**Do this**
Leaving out all pictures, copy exactly the lines from the one containing "Output the component" down to the one containing "import React from", both of them included.

***** Record set *****

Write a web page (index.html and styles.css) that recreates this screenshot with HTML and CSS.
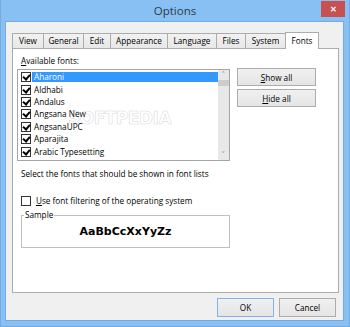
FILE: index.html
```html
<!DOCTYPE html>
<html lang="en">
<head>
	<meta charset="UTF-8">
	<title>Options</title>
	<link rel="stylesheet" href="styles.css">
</head>
<body>
	<div class="window">
		<div class="titlebar">
			<span></span>
			<span class="title">Options</span>
			<span class="close">&#x2715;</span>
		</div>
		<div class="client">
			<div class="tabs">
				<div class="tab tab-view">View</div>
				<div class="tab tab-general">General</div>
				<div class="tab tab-edit">Edit</div>
				<div class="tab tab-appearance">Appearance</div>
				<div class="tab tab-language">Language</div>
				<div class="tab tab-files">Files</div>
				<div class="tab tab-system">System</div>
				<div class="tab tab-fonts active">Fonts</div>
			</div>
			<div class="panel">
				<div class="label"><u>A</u>vailable fonts:</div>
				<div class="fonts-row">
					<div class="listbox">
						<ul class="items">
							<li class="item selected"><span class="check on"></span><span class="name">Aharoni</span></li>
							<li class="item"><span class="check on"></span><span class="name">Aldhabi</span></li>
							<li class="item"><span class="check on"></span><span class="name">Andalus</span></li>
							<li class="item"><span class="check on"></span><span class="name">Angsana New</span></li>
							<li class="item"><span class="check on"></span><span class="name">AngsanaUPC</span></li>
							<li class="item"><span class="check on"></span><span class="name">Aparajita</span></li>
							<li class="item"><span class="check on"></span><span class="name">Arabic Typesetting</span></li>
						</ul>
						<div class="scrollbar">
							<span class="arrow">&#x2C4;</span>
							<span class="thumb"></span>
							<span class="track"></span>
							<span class="arrow">&#x2C5;</span>
						</div>
						<span class="watermark">SOFTPEDIA</span>
					</div>
					<div class="side-buttons">
						<button class="btn side"><u>S</u>how all</button>
						<button class="btn side"><u>H</u>ide all</button>
					</div>
				</div>
				<p class="hint">Select the fonts that should be shown in font lists</p>
				<div class="filter"><span class="check"></span><span><u>U</u>se font filtering of the operating system</span></div>
				<fieldset class="sample">
					<legend>Sample</legend>
					<div class="sample-text">AaBbCcXxYyZz</div>
				</fieldset>
			</div>
			<div class="dialog-buttons">
				<button class="btn dlg default">OK</button>
				<button class="btn dlg">Cancel</button>
			</div>
		</div>
	</div>
</body>
</html>
```

FILE: styles.css
```css
* {
	box-sizing: border-box;
}
body {
	margin: 0;
	background-color: #89c0f3;
	font-family: "Open Sans", "Noto Sans", sans-serif;
	font-size: 8.2px;
	color: #000;
}
.window {
	width: 350px;
	height: 327px;
	border: 1px solid #74abe0;
	border-top: none;
}
.titlebar {
	display: grid;
	grid-template-columns: 1fr auto 1fr;
	height: 21px;
}
.title {
	padding-top: 3px;
	font-size: 11.5px;
	color: #2e3b48;
}
.close {
	justify-self: end;
	width: 24px;
	height: 16px;
	margin: 1px 4px 0 0;
	background-color: #c75050;
	color: #fff;
	font-size: 8px;
	font-weight: bold;
	line-height: 16px;
	text-align: center;
}
.client {
	width: 339px;
	height: 300px;
	margin-left: 4px;
	padding: 10px 0 0 6px;
	background-color: #f0f0f0;
	border: 1px solid #74abe0;
}

/* tabs */
.tabs {
	display: flex;
	align-items: flex-end;
	height: 16px;
}
.tab {
	height: 15px;
	border-top: 1px solid #acacac;
	border-left: 1px solid #acacac;
	background: linear-gradient(#f2f2f2, #e7e7e7);
	text-align: center;
	line-height: 13px;
}
.tab-view { width: 31px; }
.tab-general { width: 40px; }
.tab-edit { width: 27px; }
.tab-appearance { width: 57px; }
.tab-language { width: 49px; }
.tab-files { width: 29px; }
.tab-system { width: 40px; }
.tab.active {
	position: relative;
	z-index: 1;
	width: 34px;
	height: 17px;
	margin-bottom: -1px;
	border-right: 1px solid #acacac;
	background: #fff;
	line-height: 15px;
}
.panel {
	width: 327px;
	height: 245px;
	padding: 0 4px;
	background-color: #fff;
	border: 1px solid #acacac;
}
.label {
	margin: 6px 0 0 4px;
	line-height: 11px;
}

/* font list */
.fonts-row {
	display: flex;
	gap: 7px;
	margin-top: 2px;
}
.listbox {
	position: relative;
	display: flex;
	width: 213px;
	height: 92px;
	margin-top: 1px;
	border: 1px solid #a5a5a5;
}
.items {
	flex: 1;
	margin: 0;
	padding: 1px 0 0;
	list-style: none;
}
.item {
	display: flex;
	align-items: center;
	height: 12.4px;
	padding-left: 3px;
}
.name {
	flex: 1;
	height: 10px;
	margin-left: 1px;
	padding-left: 2px;
	line-height: 10px;
	white-space: nowrap;
}
.item.selected .name {
	background-color: #3399ff;
	color: #fff;
}
.check {
	position: relative;
	width: 10px;
	height: 10px;
	border: 1px solid #333;
	background-color: #fff;
}
.check.on::after {
	content: "";
	position: absolute;
	left: 2px;
	top: 0;
	width: 3px;
	height: 5px;
	border: solid #000;
	border-width: 0 2px 2px 0;
	transform: rotate(40deg);
}
.scrollbar {
	display: flex;
	flex-direction: column;
	width: 11px;
	background-color: #e8e8e8;
}
.arrow {
	height: 10px;
	font-size: 8px;
	line-height: 10px;
	text-align: center;
	color: #606060;
}
.thumb {
	height: 6px;
	background-color: #cdcdcd;
}
.track {
	flex: 1;
}
.watermark {
	position: absolute;
	left: 50px;
	top: 38px;
	font-family: "DejaVu Sans", sans-serif;
	font-size: 17px;
	font-weight: bold;
	letter-spacing: -0.5px;
	color: transparent;
	-webkit-text-stroke: 0.6px rgba(170, 170, 170, 0.45);
	pointer-events: none;
}
.side-buttons {
	display: flex;
	flex-direction: column;
	gap: 3px;
}
.btn {
	padding: 0;
	border: 1px solid #acacac;
	background: linear-gradient(#f0f0f0, #e5e5e5);
	font-family: inherit;
	font-size: 8.2px;
	color: #000;
}
.btn.side {
	width: 79px;
	height: 18px;
}
.hint {
	margin: 7px 0 0 4px;
	line-height: 11px;
}
.filter {
	display: flex;
	align-items: center;
	gap: 5px;
	margin: 16px 0 0 4px;
	line-height: 11px;
}
.sample {
	width: 209px;
	height: 38px;
	margin: 4px 0 0 4px;
	padding: 0;
	border: 1px solid #c0c0c0;
}
.sample legend {
	margin-left: 2px;
	padding: 0 1px;
	line-height: 10px;
}
.sample-text {
	font-family: "DejaVu Sans", sans-serif;
	font-size: 11px;
	font-weight: bold;
	line-height: 24px;
	text-align: center;
}

/* dialog buttons */
.dialog-buttons {
	display: flex;
	justify-content: flex-end;
	gap: 5px;
	margin-top: 5px;
	padding-right: 7px;
}
.btn.dlg {
	width: 57px;
	height: 19px;
}
.btn.default {
	border-color: #7eb4ea;
}
```
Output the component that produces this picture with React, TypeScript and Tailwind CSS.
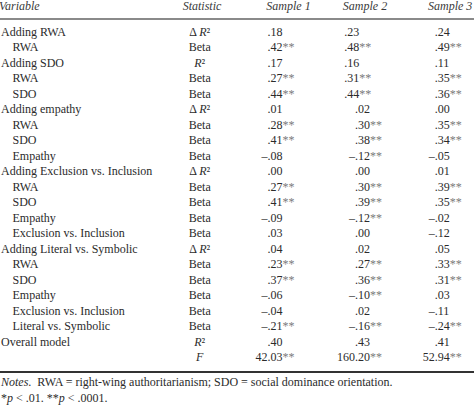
import React from "react";

type Row = {
  label: string;
  indent?: boolean;
  stat: "dr2" | "r2" | "beta" | "f";
  values: [string, string, string];
  shift2?: boolean;
};

const rows: Row[] = [
  { label: "Adding RWA", stat: "dr2", values: [".18", ".23", ".24"], shift2: true },
  { label: "RWA", indent: true, stat: "beta", values: [".42**", ".48**", ".49**"], shift2: true },
  { label: "Adding SDO", stat: "r2", values: [".17", ".16", ".11"], shift2: true },
  { label: "RWA", indent: true, stat: "beta", values: [".27**", ".31**", ".35**"], shift2: true },
  { label: "SDO", indent: true, stat: "beta", values: [".44**", ".44**", ".36**"], shift2: true },
  { label: "Adding empathy", stat: "dr2", values: [".01", ".02", ".00"] },
  { label: "RWA", indent: true, stat: "beta", values: [".28**", ".30**", ".35**"] },
  { label: "SDO", indent: true, stat: "beta", values: [".41**", ".38**", ".34**"] },
  { label: "Empathy", indent: true, stat: "beta", values: ["–.08", "–.12**", "–.05"] },
  { label: "Adding Exclusion vs. Inclusion", stat: "dr2", values: [".00", ".00", ".01"] },
  { label: "RWA", indent: true, stat: "beta", values: [".27**", ".30**", ".39**"] },
  { label: "SDO", indent: true, stat: "beta", values: [".41**", ".39**", ".35**"] },
  { label: "Empathy", indent: true, stat: "beta", values: ["–.09", "–.12**", "–.02"] },
  { label: "Exclusion vs. Inclusion", indent: true, stat: "beta", values: [".03", ".00", "–.12"] },
  { label: "Adding Literal vs. Symbolic", stat: "dr2", values: [".04", ".02", ".05"] },
  { label: "RWA", indent: true, stat: "beta", values: [".23**", ".27**", ".33**"] },
  { label: "SDO", indent: true, stat: "beta", values: [".37**", ".36**", ".31**"] },
  { label: "Empathy", indent: true, stat: "beta", values: ["–.06", "–.10**", ".03"] },
  { label: "Exclusion vs. Inclusion", indent: true, stat: "beta", values: ["–.04", ".02", "–.11"] },
  { label: "Literal vs. Symbolic", indent: true, stat: "beta", values: ["–.21**", "–.16**", "–.24**"] },
  { label: "Overall model", stat: "r2", values: [".40", ".43", ".41"] },
  { label: "", stat: "f", values: ["42.03**", "160.20**", "52.94**"] },
];

function Stat({ kind }: { kind: Row["stat"] }) {
  if (kind === "beta") return <span>Beta</span>;
  if (kind === "f") return <i>F</i>;
  if (kind === "r2")
    return (
      <span>
        <i>R</i>²
      </span>
    );
  return (
    <span>
      Δ <i>R</i>²
    </span>
  );
}

// split "–.12**" into "–", ".12", "**" so the decimal points line up
function splitValue(v: string) {
  const dot = v.indexOf(".");
  const rest = v.slice(dot);
  const star = rest.indexOf("*");
  return {
    whole: v.slice(0, dot),
    frac: star === -1 ? rest : rest.slice(0, star),
    stars: star === -1 ? "" : rest.slice(star),
  };
}

function Value({ v, wholeCls, fracCls }: { v: string; wholeCls: string; fracCls: string }) {
  const p = splitValue(v);
  return (
    <>
      <span className={wholeCls}>{p.whole}</span>
      <span className={fracCls}>
        {p.frac}
        <span className="text-[#7a7a7a]">{p.stars}</span>
      </span>
    </>
  );
}

export default function App() {
  return (
    <div
      className="w-[474px] h-[405px] overflow-hidden bg-white text-[12px] text-[#2b2b2b]"
      style={{ fontFamily: '"Liberation Serif", "Times New Roman", serif' }}
    >
      <div className="flex h-[13px] leading-[13px] italic text-[#3a3a3a] whitespace-nowrap">
        <span className="w-[180px] -ml-[1px]">Variable</span>
        <span className="w-[46px] text-center">Statistic</span>
        <span className="w-[40px]" />
        <span className="w-[47px] text-center">Sample 1</span>
        <span className="w-[30px]" />
        <span className="w-[46px] text-center">Sample 2</span>
        <span className="w-[40px]" />
        <span>Sample 3</span>
      </div>
      <div className="mt-[5px] h-[2px] bg-[#8a8a8a]" />

      <div className="pt-[4.5px]">
        {rows.map((r, i) => (
          <div key={i} className="flex h-[15.5px] leading-[15.5px] whitespace-nowrap">
            <span className={r.indent ? "w-[180px] pl-[12.5px]" : "w-[180px] pl-[1px]"}>
              {r.label}
            </span>
            <span className="w-[46px] text-center">
              <Stat kind={r.stat} />
            </span>
            <Value v={r.values[0]} wholeCls="w-[46px] text-right" fracCls="w-[58px]" />
            {r.shift2 ? (
              <Value v={r.values[1]} wholeCls="w-[20px] text-right" fracCls="w-[73px]" />
            ) : (
              <Value v={r.values[1]} wholeCls="w-[31px] text-right" fracCls="w-[62px]" />
            )}
            <Value v={r.values[2]} wholeCls="w-[19px] text-right" fracCls="w-[40px]" />
          </div>
        ))}
      </div>

      <div className="mt-[5px] h-[2px] bg-[#333]" />

      <div className="pt-[1px] leading-[16px] pl-[1px] whitespace-nowrap">
        <div>
          <i>Notes</i>.&nbsp; RWA = right-wing authoritarianism; SDO = social dominance orientation.
        </div>
        <div>
          *<i>p</i> &lt; .01. **<i>p</i> &lt; .0001.
        </div>
      </div>
    </div>
  );
}
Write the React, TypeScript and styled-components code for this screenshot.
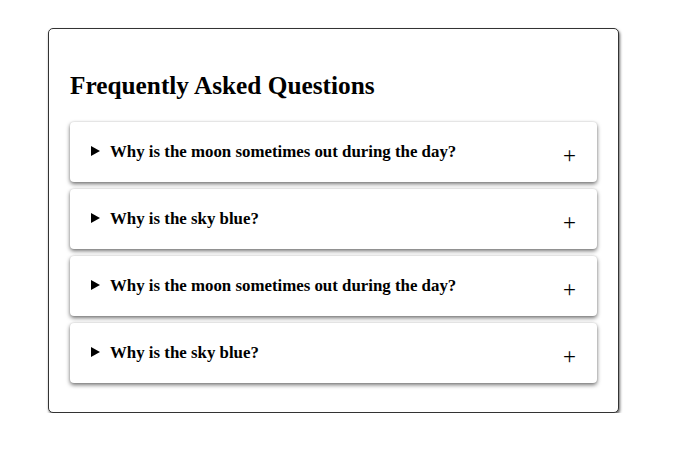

*****

**Response**
Output the component that produces this picture with React, TypeScript and Tailwind CSS.
import React from "react";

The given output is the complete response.